Há, portanto, uma infinidade de cultos que poderíamos citar, mas já basta com esses exemplos. Prosseguimos agora dizendo que dito ateu apenas retira de Deus o trono metafísico para pôr outro ideal superior no seu lugar para adorar, afinal, os ateus são crentes, na verdade, como já vimos, não há ser humano que não seja um animal de fé. Dificilmente um ateu "saudável" do juízo assume um ceticismo niilista extremo, pois, ele tem medo de se jogar no abismo do suicídio — o dito ateu saudável não consegue ser niilista porque talvez veja nisso o medo do desconhecido como estar na presença de um ser, ou seja, ele tem medo do ser que mora no abismo, portanto, isso também é uma crença, isto é, a crença de temer esse demônio — assim agarram-se na crença de alguma coisa, e essa coisa pode até ser a vontade de acreditar na vida.
Contudo, o ar de superioridade que o ateu esbanja contra um católico, por exemplo, é também apenas uma crença fundamentada no ressentimento disfarçada como vontade de poder, ou seja, há nele uma vontade de poder de se acreditar como sendo um ser superior ao assumidamente crente. A negação do ateu, do descrente, é só uma via para outra crença. O dito não-crente é um crente de acreditar na sua superioridade racional, portanto, se ele acha uma tolice ser crente, logo sua crença em ser superior racionalmente é algo tolo também.
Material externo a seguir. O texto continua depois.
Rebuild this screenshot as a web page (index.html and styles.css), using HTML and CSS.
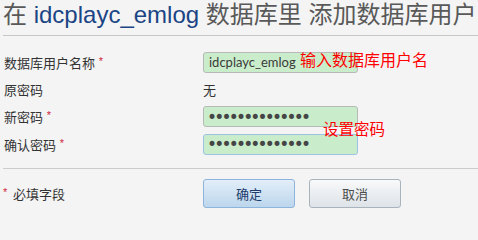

Contudo, o problema do ateu é a sua arrogância de não se aceitar como um crente, sustentando a sua máscara de ceticismo. A arrogância de tal sujeito é tão somente uma vontade de poder reativa contra quem de fato consegue se afirmar como tal, ou seja, contra o crente que pode se afirmar como sendo o que é, afinal, o ateu ressentido não quer ser visto como aquilo que ele sente repulsa.